The Deep has financed the UK's first International Union for Conservation of Nature (IUCN) Marine Officer helping to assess 20,000 marine species by 2020.
Zoos and aquariums are working harder than ever to dedicate efforts and resources to the survival of wild species. However conservation threats continue to escalate and prioritising efforts is an ever-growing challenge. It is important for the conservation community as a whole to respond to these challenges by developing new partnerships and new means of focusing and furthering conservation effort.
The International Union for Conservation of Nature (IUCN) Species Survival Commission (SSC) has, for some time now, been building a stronger relationship with zoos and aquariums. In April 2016, the IUCN established a functioning partnership with The Deep. As a result The Deep has employed a full time Marine Red List Officer that will work jointly with the IUCN. The primary responsability of the role is to contribute to a target of assessing the extinction threat faced by 20,000 marine species for the inclusion on the IUCN Red List by 2020.
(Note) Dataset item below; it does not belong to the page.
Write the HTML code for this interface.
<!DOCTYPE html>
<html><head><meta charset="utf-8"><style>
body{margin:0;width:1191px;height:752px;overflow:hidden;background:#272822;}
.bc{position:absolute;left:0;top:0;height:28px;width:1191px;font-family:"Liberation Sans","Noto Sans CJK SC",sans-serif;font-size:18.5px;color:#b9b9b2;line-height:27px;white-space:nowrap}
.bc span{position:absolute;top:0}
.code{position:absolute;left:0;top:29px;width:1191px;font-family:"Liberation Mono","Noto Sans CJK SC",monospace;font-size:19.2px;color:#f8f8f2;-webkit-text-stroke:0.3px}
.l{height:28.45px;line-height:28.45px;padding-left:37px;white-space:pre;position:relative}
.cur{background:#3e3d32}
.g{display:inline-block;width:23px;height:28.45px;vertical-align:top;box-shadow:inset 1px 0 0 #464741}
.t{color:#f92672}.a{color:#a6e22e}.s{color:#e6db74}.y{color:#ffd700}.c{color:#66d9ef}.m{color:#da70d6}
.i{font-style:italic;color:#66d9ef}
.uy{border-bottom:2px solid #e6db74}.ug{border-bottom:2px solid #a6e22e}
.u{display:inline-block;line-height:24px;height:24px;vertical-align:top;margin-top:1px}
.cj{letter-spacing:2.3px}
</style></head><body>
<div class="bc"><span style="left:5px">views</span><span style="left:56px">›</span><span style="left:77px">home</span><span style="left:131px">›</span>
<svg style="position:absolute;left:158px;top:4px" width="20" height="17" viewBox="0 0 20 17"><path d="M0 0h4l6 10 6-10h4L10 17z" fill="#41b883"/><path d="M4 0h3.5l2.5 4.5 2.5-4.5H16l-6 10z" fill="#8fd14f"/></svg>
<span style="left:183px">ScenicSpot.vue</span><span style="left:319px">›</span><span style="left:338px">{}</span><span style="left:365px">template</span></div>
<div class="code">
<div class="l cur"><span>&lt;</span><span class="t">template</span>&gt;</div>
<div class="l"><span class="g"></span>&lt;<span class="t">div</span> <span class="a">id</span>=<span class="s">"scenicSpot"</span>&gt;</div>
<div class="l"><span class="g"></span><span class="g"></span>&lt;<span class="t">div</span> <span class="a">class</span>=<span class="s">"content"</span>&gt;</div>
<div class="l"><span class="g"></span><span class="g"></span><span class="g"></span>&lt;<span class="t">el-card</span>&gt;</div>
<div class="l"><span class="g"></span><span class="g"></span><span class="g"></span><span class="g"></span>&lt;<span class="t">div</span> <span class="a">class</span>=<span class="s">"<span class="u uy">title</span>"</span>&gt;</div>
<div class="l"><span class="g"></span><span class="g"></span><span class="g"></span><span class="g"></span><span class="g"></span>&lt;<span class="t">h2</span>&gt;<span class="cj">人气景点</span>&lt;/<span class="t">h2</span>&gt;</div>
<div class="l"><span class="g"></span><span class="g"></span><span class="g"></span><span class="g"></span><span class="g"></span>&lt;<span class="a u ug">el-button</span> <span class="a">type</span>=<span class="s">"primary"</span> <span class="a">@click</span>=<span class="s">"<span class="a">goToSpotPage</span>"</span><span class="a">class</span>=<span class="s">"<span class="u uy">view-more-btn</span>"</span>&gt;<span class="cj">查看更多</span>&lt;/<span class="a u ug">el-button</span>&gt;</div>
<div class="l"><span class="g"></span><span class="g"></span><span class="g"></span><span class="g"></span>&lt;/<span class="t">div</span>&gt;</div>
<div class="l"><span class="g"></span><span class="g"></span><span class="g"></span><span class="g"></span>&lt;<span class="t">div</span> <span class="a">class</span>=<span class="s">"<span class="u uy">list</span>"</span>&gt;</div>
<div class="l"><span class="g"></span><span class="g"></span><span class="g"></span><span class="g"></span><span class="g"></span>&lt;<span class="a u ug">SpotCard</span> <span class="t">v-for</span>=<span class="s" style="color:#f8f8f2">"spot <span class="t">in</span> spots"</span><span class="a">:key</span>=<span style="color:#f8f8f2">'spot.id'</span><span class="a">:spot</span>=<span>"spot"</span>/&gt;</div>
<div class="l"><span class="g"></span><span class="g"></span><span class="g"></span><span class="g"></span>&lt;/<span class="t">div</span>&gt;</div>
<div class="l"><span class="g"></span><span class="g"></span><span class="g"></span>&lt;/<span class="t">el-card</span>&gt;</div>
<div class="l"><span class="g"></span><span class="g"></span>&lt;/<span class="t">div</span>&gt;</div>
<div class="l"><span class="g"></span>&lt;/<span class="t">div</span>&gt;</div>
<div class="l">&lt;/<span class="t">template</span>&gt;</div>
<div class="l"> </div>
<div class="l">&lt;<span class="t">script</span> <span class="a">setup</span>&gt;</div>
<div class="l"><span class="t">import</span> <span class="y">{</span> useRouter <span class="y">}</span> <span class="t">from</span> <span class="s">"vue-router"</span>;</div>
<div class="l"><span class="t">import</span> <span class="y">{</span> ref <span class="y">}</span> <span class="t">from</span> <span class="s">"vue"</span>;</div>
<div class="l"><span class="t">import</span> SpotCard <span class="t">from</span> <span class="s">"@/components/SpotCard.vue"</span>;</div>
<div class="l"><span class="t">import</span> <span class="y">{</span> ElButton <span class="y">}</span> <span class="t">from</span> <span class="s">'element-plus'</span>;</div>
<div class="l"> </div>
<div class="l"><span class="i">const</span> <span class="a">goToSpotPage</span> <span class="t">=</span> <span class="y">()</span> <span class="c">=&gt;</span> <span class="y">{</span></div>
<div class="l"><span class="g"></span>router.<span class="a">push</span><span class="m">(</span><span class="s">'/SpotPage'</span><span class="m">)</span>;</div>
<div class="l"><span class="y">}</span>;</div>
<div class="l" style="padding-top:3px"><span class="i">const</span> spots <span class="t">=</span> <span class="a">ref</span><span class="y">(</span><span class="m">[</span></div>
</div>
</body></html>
Having been fully trained by the IUCN Red List team, The Deep's Red List Officer will contribute to species assessments, funding proposals and publications of data. This is the first position of its kind to be established and represents a new avenue of progress, further cementing the importance of zoos and aquaria in species conservation strategies. Through this position The Deep aims to make significant contributions to the IUCN Red List as well as drive public awareness and help to develop further partnerships with other institutions around the world.
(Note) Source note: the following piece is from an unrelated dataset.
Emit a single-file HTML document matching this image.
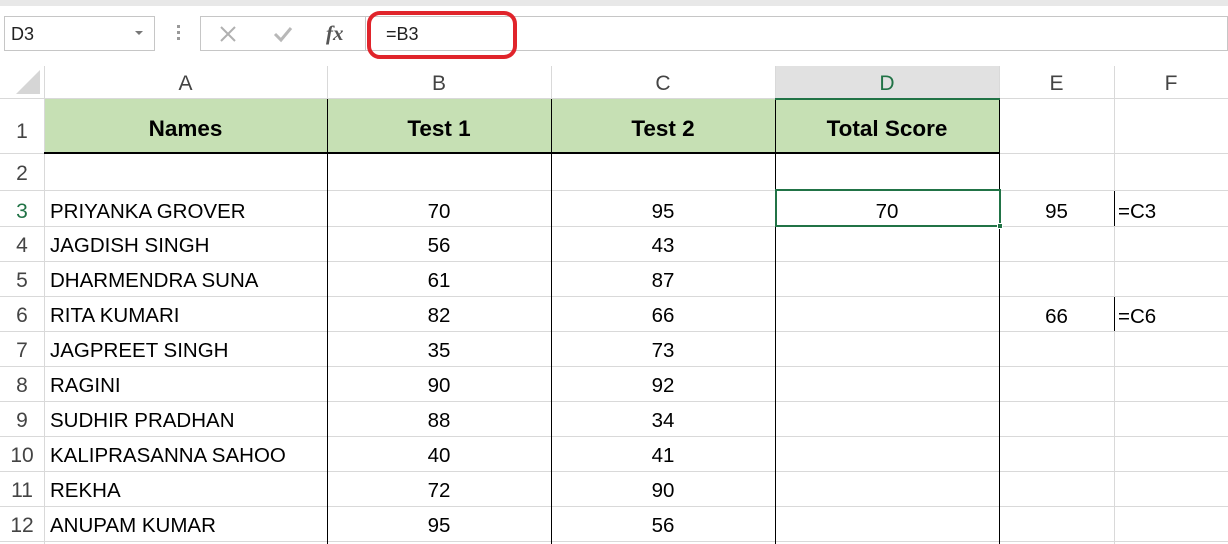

The zoo and aquarium community has long been a keystone for the successful conservation of species at a global scale, but the opportunities now being crafted with the IUCN offer new potential for a more inclusive, holistic approach, to the benefit of effective conservation.
More than 73,600 species have been assessed via The Red List so far, but marine species are still dangerously under-evaluated. Only 11,631 marine species have been assessed and over 1,093 are threatened with extinction.
Our aim is to inspire other zoos and aquariums to join forces to help assess more species. By combining expertise and knowledge, and increased access to resources, these partnerships will create a global network of scientists feeding into essential work of the IUCN.